(Rows from a dataset of pages and code)
BEGIN

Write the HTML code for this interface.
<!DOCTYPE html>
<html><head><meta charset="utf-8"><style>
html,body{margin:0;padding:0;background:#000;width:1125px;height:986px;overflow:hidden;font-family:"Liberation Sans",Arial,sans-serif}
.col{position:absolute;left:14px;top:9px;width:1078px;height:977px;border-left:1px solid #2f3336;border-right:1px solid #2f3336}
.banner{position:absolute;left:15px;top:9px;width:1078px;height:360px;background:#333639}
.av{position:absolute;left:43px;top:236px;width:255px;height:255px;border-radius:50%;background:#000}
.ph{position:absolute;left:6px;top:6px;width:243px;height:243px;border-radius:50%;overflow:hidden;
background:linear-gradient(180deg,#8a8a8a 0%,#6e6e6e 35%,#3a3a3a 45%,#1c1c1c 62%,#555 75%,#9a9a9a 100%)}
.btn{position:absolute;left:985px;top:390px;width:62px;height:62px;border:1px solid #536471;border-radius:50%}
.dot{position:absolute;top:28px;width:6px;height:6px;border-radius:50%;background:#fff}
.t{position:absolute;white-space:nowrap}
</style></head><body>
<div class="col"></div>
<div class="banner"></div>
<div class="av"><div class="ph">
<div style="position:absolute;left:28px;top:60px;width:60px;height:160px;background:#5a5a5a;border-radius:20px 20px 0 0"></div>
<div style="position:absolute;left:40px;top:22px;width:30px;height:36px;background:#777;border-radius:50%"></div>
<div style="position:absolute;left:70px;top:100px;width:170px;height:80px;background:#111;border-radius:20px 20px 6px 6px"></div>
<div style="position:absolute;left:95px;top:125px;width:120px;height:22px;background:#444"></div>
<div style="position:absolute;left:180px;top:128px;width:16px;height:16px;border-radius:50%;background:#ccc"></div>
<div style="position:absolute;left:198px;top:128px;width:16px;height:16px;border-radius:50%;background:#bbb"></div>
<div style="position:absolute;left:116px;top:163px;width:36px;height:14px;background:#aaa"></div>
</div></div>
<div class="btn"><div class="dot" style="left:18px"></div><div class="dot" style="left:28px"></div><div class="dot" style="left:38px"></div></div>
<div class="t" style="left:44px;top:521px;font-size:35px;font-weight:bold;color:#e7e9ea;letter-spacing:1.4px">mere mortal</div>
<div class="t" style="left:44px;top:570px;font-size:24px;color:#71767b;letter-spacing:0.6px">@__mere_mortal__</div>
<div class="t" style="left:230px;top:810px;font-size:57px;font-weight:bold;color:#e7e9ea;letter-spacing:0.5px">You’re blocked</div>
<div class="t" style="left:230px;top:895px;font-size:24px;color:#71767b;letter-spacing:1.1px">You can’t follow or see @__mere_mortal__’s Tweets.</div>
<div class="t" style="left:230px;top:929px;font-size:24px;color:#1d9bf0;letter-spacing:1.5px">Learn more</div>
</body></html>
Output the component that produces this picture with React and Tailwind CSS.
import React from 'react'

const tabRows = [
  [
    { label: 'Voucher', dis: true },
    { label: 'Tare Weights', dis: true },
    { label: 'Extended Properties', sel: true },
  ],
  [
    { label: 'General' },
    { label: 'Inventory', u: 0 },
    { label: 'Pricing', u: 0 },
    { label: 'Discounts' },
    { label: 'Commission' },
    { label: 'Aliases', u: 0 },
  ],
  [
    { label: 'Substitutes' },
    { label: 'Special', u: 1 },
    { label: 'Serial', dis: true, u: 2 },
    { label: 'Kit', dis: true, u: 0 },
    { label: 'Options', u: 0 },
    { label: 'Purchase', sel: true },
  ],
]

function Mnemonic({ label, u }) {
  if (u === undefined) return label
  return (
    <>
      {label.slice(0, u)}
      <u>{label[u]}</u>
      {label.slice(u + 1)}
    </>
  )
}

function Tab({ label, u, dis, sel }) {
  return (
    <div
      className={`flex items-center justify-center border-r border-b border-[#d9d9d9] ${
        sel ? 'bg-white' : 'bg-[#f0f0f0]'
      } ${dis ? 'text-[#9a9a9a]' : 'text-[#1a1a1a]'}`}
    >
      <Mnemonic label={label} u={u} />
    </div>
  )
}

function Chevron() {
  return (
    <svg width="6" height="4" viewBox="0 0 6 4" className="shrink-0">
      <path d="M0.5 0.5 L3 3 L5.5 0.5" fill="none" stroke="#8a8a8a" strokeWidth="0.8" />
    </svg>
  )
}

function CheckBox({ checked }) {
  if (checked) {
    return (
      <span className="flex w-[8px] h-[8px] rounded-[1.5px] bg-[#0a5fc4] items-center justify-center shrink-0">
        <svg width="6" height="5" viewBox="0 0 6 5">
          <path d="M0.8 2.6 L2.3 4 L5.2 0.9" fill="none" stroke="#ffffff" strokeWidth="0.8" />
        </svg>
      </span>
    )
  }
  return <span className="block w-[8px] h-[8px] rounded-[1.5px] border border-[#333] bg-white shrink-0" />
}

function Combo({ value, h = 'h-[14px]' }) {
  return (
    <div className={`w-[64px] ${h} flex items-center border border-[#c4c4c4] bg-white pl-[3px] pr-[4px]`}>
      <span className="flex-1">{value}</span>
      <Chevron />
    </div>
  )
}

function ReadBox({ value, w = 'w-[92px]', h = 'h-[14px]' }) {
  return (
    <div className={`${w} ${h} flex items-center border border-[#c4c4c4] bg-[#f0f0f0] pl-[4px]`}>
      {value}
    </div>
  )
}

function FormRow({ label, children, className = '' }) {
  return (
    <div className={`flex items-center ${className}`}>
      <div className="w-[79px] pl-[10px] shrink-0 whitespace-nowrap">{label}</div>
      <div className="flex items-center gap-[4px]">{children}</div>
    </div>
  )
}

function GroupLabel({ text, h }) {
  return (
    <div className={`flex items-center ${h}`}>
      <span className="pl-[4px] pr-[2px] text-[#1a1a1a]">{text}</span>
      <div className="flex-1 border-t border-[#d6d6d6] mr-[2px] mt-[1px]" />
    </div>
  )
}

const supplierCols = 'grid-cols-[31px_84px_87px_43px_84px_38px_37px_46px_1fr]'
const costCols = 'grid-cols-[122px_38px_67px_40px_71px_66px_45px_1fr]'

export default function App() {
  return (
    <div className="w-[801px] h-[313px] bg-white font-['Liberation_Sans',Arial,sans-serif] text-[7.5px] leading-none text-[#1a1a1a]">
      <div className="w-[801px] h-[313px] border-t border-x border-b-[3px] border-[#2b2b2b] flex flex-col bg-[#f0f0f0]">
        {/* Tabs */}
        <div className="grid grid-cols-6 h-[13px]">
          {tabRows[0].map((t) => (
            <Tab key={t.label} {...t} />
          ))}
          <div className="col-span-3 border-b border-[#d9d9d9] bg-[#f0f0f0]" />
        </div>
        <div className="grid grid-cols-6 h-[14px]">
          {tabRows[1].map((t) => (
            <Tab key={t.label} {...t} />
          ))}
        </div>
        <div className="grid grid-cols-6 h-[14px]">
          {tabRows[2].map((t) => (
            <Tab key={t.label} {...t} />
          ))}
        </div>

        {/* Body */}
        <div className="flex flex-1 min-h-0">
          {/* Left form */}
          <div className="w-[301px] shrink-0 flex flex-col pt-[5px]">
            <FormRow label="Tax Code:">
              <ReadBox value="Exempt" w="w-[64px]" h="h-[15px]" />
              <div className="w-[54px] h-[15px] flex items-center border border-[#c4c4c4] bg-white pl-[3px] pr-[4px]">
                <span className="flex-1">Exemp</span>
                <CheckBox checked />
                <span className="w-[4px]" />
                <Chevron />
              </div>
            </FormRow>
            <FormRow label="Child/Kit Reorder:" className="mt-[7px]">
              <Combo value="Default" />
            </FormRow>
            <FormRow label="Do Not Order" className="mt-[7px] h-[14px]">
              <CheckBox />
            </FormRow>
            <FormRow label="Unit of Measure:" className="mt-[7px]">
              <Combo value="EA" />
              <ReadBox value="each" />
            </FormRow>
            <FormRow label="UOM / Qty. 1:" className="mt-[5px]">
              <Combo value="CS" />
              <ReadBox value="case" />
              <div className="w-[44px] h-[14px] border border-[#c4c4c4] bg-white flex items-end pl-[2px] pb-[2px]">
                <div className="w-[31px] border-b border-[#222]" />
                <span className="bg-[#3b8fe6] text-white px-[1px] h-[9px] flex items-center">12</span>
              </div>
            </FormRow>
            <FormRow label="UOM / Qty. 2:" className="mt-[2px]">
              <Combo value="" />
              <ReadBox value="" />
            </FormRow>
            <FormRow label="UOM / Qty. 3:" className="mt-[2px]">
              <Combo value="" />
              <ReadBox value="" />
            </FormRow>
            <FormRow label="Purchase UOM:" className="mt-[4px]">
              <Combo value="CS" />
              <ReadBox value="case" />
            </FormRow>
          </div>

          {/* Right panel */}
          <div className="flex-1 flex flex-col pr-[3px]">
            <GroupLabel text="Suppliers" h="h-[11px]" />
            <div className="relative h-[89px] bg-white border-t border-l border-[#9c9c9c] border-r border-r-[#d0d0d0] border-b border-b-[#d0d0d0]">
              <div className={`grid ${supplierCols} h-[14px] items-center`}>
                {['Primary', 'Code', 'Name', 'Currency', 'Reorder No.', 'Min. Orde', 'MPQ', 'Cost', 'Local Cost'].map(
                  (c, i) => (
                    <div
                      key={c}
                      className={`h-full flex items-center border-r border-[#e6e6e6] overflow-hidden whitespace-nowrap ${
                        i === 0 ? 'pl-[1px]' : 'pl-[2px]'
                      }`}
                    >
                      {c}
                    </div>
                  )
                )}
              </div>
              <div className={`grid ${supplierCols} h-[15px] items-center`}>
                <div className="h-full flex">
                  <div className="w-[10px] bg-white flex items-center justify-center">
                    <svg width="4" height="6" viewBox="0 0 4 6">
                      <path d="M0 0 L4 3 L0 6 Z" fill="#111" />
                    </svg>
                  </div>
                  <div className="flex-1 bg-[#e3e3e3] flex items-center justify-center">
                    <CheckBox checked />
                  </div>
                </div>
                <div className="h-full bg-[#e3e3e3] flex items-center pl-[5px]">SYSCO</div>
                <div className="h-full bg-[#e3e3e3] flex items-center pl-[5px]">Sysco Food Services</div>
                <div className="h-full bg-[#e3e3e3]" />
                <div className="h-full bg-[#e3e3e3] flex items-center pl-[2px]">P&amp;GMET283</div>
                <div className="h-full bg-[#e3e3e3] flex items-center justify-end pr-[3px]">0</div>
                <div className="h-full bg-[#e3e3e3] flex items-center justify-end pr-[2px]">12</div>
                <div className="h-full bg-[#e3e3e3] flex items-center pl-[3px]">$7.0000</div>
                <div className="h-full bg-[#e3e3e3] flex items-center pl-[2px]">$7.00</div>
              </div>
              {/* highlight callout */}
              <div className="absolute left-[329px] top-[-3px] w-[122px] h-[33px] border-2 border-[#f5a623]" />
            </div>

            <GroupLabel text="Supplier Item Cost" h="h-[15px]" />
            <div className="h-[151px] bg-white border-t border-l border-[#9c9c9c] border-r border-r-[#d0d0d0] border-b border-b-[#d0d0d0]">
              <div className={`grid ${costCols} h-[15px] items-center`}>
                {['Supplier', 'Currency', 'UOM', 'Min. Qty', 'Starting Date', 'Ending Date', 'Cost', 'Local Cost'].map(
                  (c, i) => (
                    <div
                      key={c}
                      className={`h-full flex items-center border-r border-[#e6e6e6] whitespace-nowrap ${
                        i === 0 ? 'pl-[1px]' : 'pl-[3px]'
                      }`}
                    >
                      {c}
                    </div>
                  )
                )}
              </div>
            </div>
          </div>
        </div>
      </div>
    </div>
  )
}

END

▶ **EXERCISE DESCRIPTION**
Extract the run of lines that opens with the line containing "Output the component" and closes with the line containing "import React from 'react'"; reproduce it exactly and add nothing.

▶ **THE ANSWER**
Output the component that produces this picture with React and Tailwind CSS.
import React from 'react'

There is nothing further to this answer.